Given the privileged position of students on this issue (with their current ability to act on that political position by joining up with a large group of individuals with the same desired policy outcome - even if there's disagreement among individuals regarding reasons for taking part), it may then be perfectly rational to choose to join some part of that movement. Once having joined that movement, of course, the disagreeable actions of individuals who purport to represent the viewpoint may then affect the way the general movement is perceived by others, but that too would seem to tell us little about those who did not take part in those acts (unless it can be shown that the viewpoint they hold necessarily entails those actions).

It's in light of these kinds of considerations that I find the language of entitlement in politics to be so often problematic. Am I acting entitled if I say that public healthcare is a good thing, or that primary education should be provided free of charge? In those examples, is it only entitlement if I'm currently sick or have a child in elementary school (suggesting that those who are most immediately affected by a policy change cannot hold legitimate positions on that change - kind of like an anti-principle of affected interest)? Provided that one is not at the same time arguing that tax levels should be reduced to zero and funding for all other programmes cut, I have a hard time understanding how these sorts of debates involve entitlement rather than competing visions of society.

Of course that doesn't mean that these competing visions shouldn't be rigorously debated. It does suggest, however, that such arguments should be assessed for their ability to achieve their purported ends, the necessarily implicated negative corollaries of the proposed means to those ends, and the validity and relative importance of the ends more broadly, rather than written off using labels such as entitled, communist, or fascist (pick the buzz-word of choice, depending on the topic). In this particular case there's obviously a lot to be debated, as many people have done on both sides, but calling the whole thing "entitled" seems to me a difficult position to defend, and is only possible in your formulation by reducing political positions to personal chequebook calculations.

Steve Saideman said...

You raise a lot of good points. I guess I call this stuff entitlement when much of the rhetoric focuses on the "right to a free education" which seems kind of entitle-ish to me.

I also find the movement problematic when it ignores the basic reality that low tuition is regressive--it imposes the same costs on the poor and on the wealthy when the latter can afford it. The strange think I have observed about Canadian public policy is an aversion to means testing--that richer folks should pay more for education, for (dare I say it) health care, etc.

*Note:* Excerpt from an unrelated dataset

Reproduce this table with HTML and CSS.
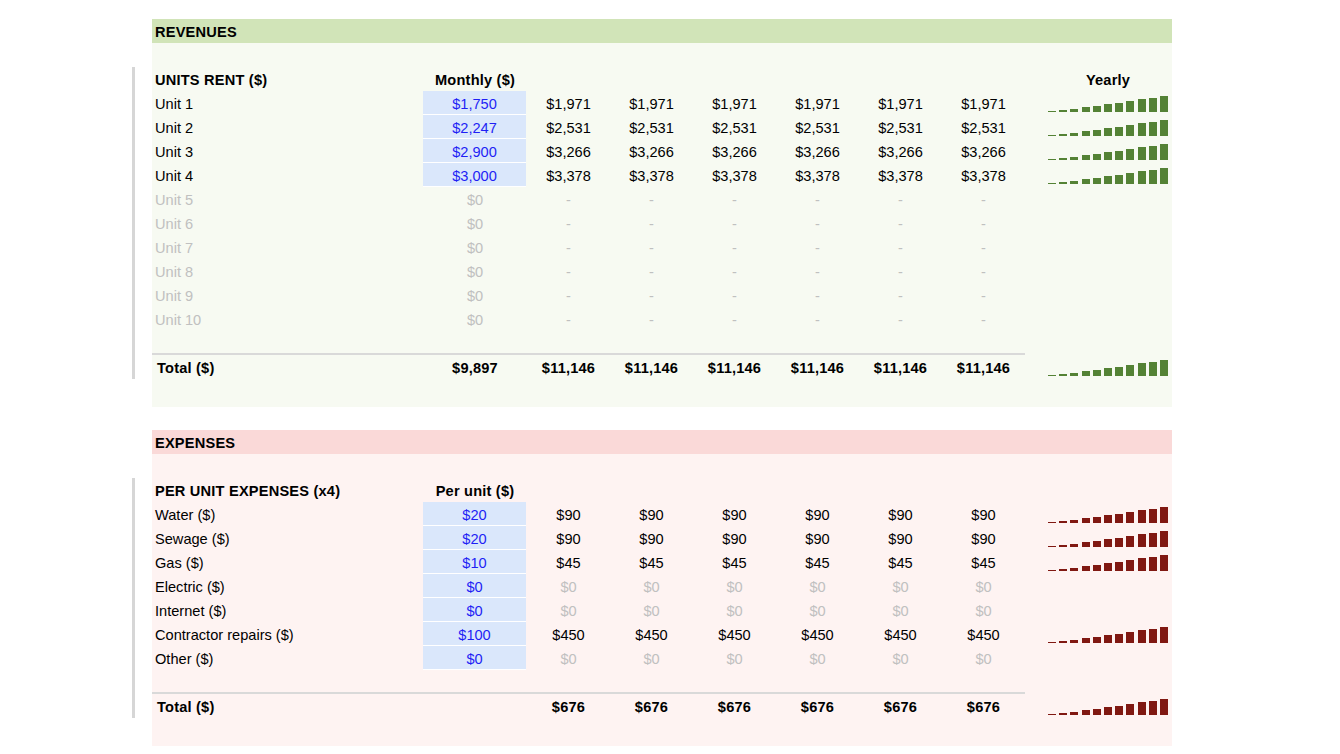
FILE: index.html
```html
<!DOCTYPE html>
<html>
<head>
<meta charset="utf-8">
<title>Rental budget</title>
<link rel="stylesheet" href="styles.css">
</head>
<body>
<div class="page">

  <section class="block rev">
    <div class="bar-head">REVENUES</div>
    <div class="rows">
      <div class="row head">
        <div class="lbl">UNITS RENT ($)</div>
        <div class="c">Monthly ($)</div>
        <div class="c"></div><div class="c"></div><div class="c"></div><div class="c"></div><div class="c"></div><div class="c"></div>
        <div></div>
        <div class="c">Yearly</div>
      </div>
      <div class="row">
        <div class="lbl">Unit 1</div>
        <div class="c"><span class="in">$1,750</span></div>
        <div class="c">$1,971</div><div class="c">$1,971</div><div class="c">$1,971</div><div class="c">$1,971</div><div class="c">$1,971</div><div class="c">$1,971</div>
        <div></div>
        <div class="spark"><i></i><i></i><i></i><i></i><i></i><i></i><i></i><i></i><i></i><i></i><i></i></div>
      </div>
      <div class="row">
        <div class="lbl">Unit 2</div>
        <div class="c"><span class="in">$2,247</span></div>
        <div class="c">$2,531</div><div class="c">$2,531</div><div class="c">$2,531</div><div class="c">$2,531</div><div class="c">$2,531</div><div class="c">$2,531</div>
        <div></div>
        <div class="spark"><i></i><i></i><i></i><i></i><i></i><i></i><i></i><i></i><i></i><i></i><i></i></div>
      </div>
      <div class="row">
        <div class="lbl">Unit 3</div>
        <div class="c"><span class="in">$2,900</span></div>
        <div class="c">$3,266</div><div class="c">$3,266</div><div class="c">$3,266</div><div class="c">$3,266</div><div class="c">$3,266</div><div class="c">$3,266</div>
        <div></div>
        <div class="spark"><i></i><i></i><i></i><i></i><i></i><i></i><i></i><i></i><i></i><i></i><i></i></div>
      </div>
      <div class="row">
        <div class="lbl">Unit 4</div>
        <div class="c"><span class="in">$3,000</span></div>
        <div class="c">$3,378</div><div class="c">$3,378</div><div class="c">$3,378</div><div class="c">$3,378</div><div class="c">$3,378</div><div class="c">$3,378</div>
        <div></div>
        <div class="spark"><i></i><i></i><i></i><i></i><i></i><i></i><i></i><i></i><i></i><i></i><i></i></div>
      </div>
      <div class="row off">
        <div class="lbl">Unit 5</div>
        <div class="c">$0</div>
        <div class="c">-</div><div class="c">-</div><div class="c">-</div><div class="c">-</div><div class="c">-</div><div class="c">-</div>
      </div>
      <div class="row off">
        <div class="lbl">Unit 6</div>
        <div class="c">$0</div>
        <div class="c">-</div><div class="c">-</div><div class="c">-</div><div class="c">-</div><div class="c">-</div><div class="c">-</div>
      </div>
      <div class="row off">
        <div class="lbl">Unit 7</div>
        <div class="c">$0</div>
        <div class="c">-</div><div class="c">-</div><div class="c">-</div><div class="c">-</div><div class="c">-</div><div class="c">-</div>
      </div>
      <div class="row off">
        <div class="lbl">Unit 8</div>
        <div class="c">$0</div>
        <div class="c">-</div><div class="c">-</div><div class="c">-</div><div class="c">-</div><div class="c">-</div><div class="c">-</div>
      </div>
      <div class="row off">
        <div class="lbl">Unit 9</div>
        <div class="c">$0</div>
        <div class="c">-</div><div class="c">-</div><div class="c">-</div><div class="c">-</div><div class="c">-</div><div class="c">-</div>
      </div>
      <div class="row off">
        <div class="lbl">Unit 10</div>
        <div class="c">$0</div>
        <div class="c">-</div><div class="c">-</div><div class="c">-</div><div class="c">-</div><div class="c">-</div><div class="c">-</div>
      </div>
      <div class="spacer"></div>
      <div class="row total">
        <div class="lbl">Total ($)</div>
        <div class="c">$9,897</div>
        <div class="c">$11,146</div><div class="c">$11,146</div><div class="c">$11,146</div><div class="c">$11,146</div><div class="c">$11,146</div><div class="c">$11,146</div>
        <div></div>
        <div class="spark"><i></i><i></i><i></i><i></i><i></i><i></i><i></i><i></i><i></i><i></i><i></i></div>
      </div>
    </div>
  </section>

  <section class="block exp">
    <div class="bar-head">EXPENSES</div>
    <div class="rows">
      <div class="row head">
        <div class="lbl">PER UNIT EXPENSES (x4)</div>
        <div class="c">Per unit ($)</div>
      </div>
      <div class="row">
        <div class="lbl">Water ($)</div>
        <div class="c"><span class="in">$20</span></div>
        <div class="c">$90</div><div class="c">$90</div><div class="c">$90</div><div class="c">$90</div><div class="c">$90</div><div class="c">$90</div>
        <div></div>
        <div class="spark"><i></i><i></i><i></i><i></i><i></i><i></i><i></i><i></i><i></i><i></i><i></i></div>
      </div>
      <div class="row">
        <div class="lbl">Sewage ($)</div>
        <div class="c"><span class="in">$20</span></div>
        <div class="c">$90</div><div class="c">$90</div><div class="c">$90</div><div class="c">$90</div><div class="c">$90</div><div class="c">$90</div>
        <div></div>
        <div class="spark"><i></i><i></i><i></i><i></i><i></i><i></i><i></i><i></i><i></i><i></i><i></i></div>
      </div>
      <div class="row">
        <div class="lbl">Gas ($)</div>
        <div class="c"><span class="in">$10</span></div>
        <div class="c">$45</div><div class="c">$45</div><div class="c">$45</div><div class="c">$45</div><div class="c">$45</div><div class="c">$45</div>
        <div></div>
        <div class="spark"><i></i><i></i><i></i><i></i><i></i><i></i><i></i><i></i><i></i><i></i><i></i></div>
      </div>
      <div class="row">
        <div class="lbl">Electric ($)</div>
        <div class="c"><span class="in">$0</span></div>
        <div class="c g">$0</div><div class="c g">$0</div><div class="c g">$0</div><div class="c g">$0</div><div class="c g">$0</div><div class="c g">$0</div>
      </div>
      <div class="row">
        <div class="lbl">Internet ($)</div>
        <div class="c"><span class="in">$0</span></div>
        <div class="c g">$0</div><div class="c g">$0</div><div class="c g">$0</div><div class="c g">$0</div><div class="c g">$0</div><div class="c g">$0</div>
      </div>
      <div class="row">
        <div class="lbl">Contractor repairs ($)</div>
        <div class="c"><span class="in">$100</span></div>
        <div class="c">$450</div><div class="c">$450</div><div class="c">$450</div><div class="c">$450</div><div class="c">$450</div><div class="c">$450</div>
        <div></div>
        <div class="spark"><i></i><i></i><i></i><i></i><i></i><i></i><i></i><i></i><i></i><i></i><i></i></div>
      </div>
      <div class="row">
        <div class="lbl">Other ($)</div>
        <div class="c"><span class="in">$0</span></div>
        <div class="c g">$0</div><div class="c g">$0</div><div class="c g">$0</div><div class="c g">$0</div><div class="c g">$0</div><div class="c g">$0</div>
      </div>
      <div class="spacer"></div>
      <div class="row total">
        <div class="lbl">Total ($)</div>
        <div class="c"></div>
        <div class="c">$676</div><div class="c">$676</div><div class="c">$676</div><div class="c">$676</div><div class="c">$676</div><div class="c">$676</div>
        <div></div>
        <div class="spark"><i></i><i></i><i></i><i></i><i></i><i></i><i></i><i></i><i></i><i></i><i></i></div>
      </div>
    </div>
  </section>

</div>
</body>
</html>
```

FILE: styles.css
```css
* { box-sizing: border-box; }

html, body {
  margin: 0;
  padding: 0;
  background: #ffffff;
}

body {
  font-family: "Liberation Sans", Arial, sans-serif;
  font-size: 14.6px;
  color: #000000;
}

.page {
  width: 1020px;
  margin-left: 152px;
  padding-top: 19px;
}

.block {
  padding-bottom: 28px;
}

.block + .block {
  margin-top: 23px;
}

.rev { background: #f7faf2; }
.exp { background: #fef3f2; }

.bar-head {
  height: 24px;
  line-height: 26px;
  padding-left: 3px;
  font-weight: bold;
  letter-spacing: 0.2px;
  margin-bottom: 24px;
}

.rev .bar-head { background: #d1e4b8; }
.exp .bar-head { background: #fad9d8; }

.rows {
  margin-left: -20px;
  padding-left: 17px;
  border-left: 3px solid #d6d6d6;
}

.row {
  display: grid;
  grid-template-columns: 271px 104px repeat(6, 83px) 23px 120px;
  height: 24px;
  line-height: 26px;
  white-space: nowrap;
}

.lbl {
  padding-left: 3px;
}

.c {
  text-align: center;
}

.head {
  font-weight: bold;
  letter-spacing: 0.2px;
}

.in {
  display: block;
  width: 103px;
  height: 24px;
  background: #dae7fb;
  border-bottom: 1px solid #ffffff;
  color: #1f1ff5;
  line-height: 26px;
}

.off {
  color: #c0c0c0;
}

.g {
  color: #c0c0c0;
}

.spacer {
  width: 873px;
  height: 24px;
  border-bottom: 2px solid #d9d9d9;
}

.total {
  font-weight: bold;
  letter-spacing: 0.2px;
}

.total .lbl {
  padding-left: 5px;
}

.spark {
  display: flex;
  justify-content: space-between;
  align-items: flex-end;
  height: 21px;
}

.spark i {
  display: block;
  width: 8px;
}

.rev .spark i { background: #548235; }
.exp .spark i { background: #801812; }

.spark i:nth-child(1) { height: 1px; }
.spark i:nth-child(2) { height: 2px; }
.spark i:nth-child(3) { height: 3px; }
.spark i:nth-child(4) { height: 5px; }
.spark i:nth-child(5) { height: 6px; }
.spark i:nth-child(6) { height: 8px; }
.spark i:nth-child(7) { height: 9px; }
.spark i:nth-child(8) { height: 11px; }
.spark i:nth-child(9) { height: 13px; }
.spark i:nth-child(10) { height: 14px; }
.spark i:nth-child(11) { height: 16px; }
```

I do tend to reduce things to personal checkbook calculations as I do think that the students (those that show up at the meetings) tend to vote against their economic interests. Maybe they are idealistic and pushing for a greater cause, but not as many people buy into "anti-capitalism."

Anthony said...

Hmm... I guess it's the rights-based language then that makes it seem entitle-ish to you? I'm not sure how one would get around this on public policy issues - maybe by talking about "education for everyone" or "healthcare for all"?

I do agree on the regressivity point, which is where I think discussions about the ability of certain policies to achieve a given end really come in handy. But getting around that regressivity is not exactly an easy issue.

Means-testing may solve the problem right now, but the obvious rejoinder is that such reforms come at the cost of undermining long-term political support for programmes by diminishing the number of beneficiaries (potential or actual) and setting up the politically-driven pitting of programme recipients against everyone else. Try to raise everyone's tuition by $300 a year and evidently students in Quebec takes to the streets; cut the means-tested bursary for the bottom 10th percentile to only the bottom 5th, while lopping off an additional 5% of students at the top of the income distribution from any kind of state subsidy, and my intuition is that most people would yawn with boredom as you explain the details. Protesting about a "right to a free/super-subsidised education" when you're in the bottom 10th percentile while people in the 11th have to pay will certainly strike many as entitled-sounding and arbitrary.

By itself this wouldn't be especially problematic, except that there are of course real life equity issues that arise as the logic of these types of reforms progress and play themselves out, with healthcare actually providing a good example. As benefits become increasingly targeted, the accidental alignment of personal chequebook interests (real or misperceived) increasingly turns against those aiming for less regressivity in the system, and before you know it Ayn Rand is the most popular author in the country.

So insofar as we're concerned with regressivity, I do think there's a legitimate conversation to be had. One can: a) accept the regressive characteristics of current universalist approaches and maintain that logic (while perhaps trying to enact small tax code changes along the way); or b) switch to means-testing, eliminating much of the current regressivity with the knowledge that the equilibrium is unstable and quite likely to actually lead to greater regressivity in the long wrong. Neither of these positions strikes me as obviously correct or silly.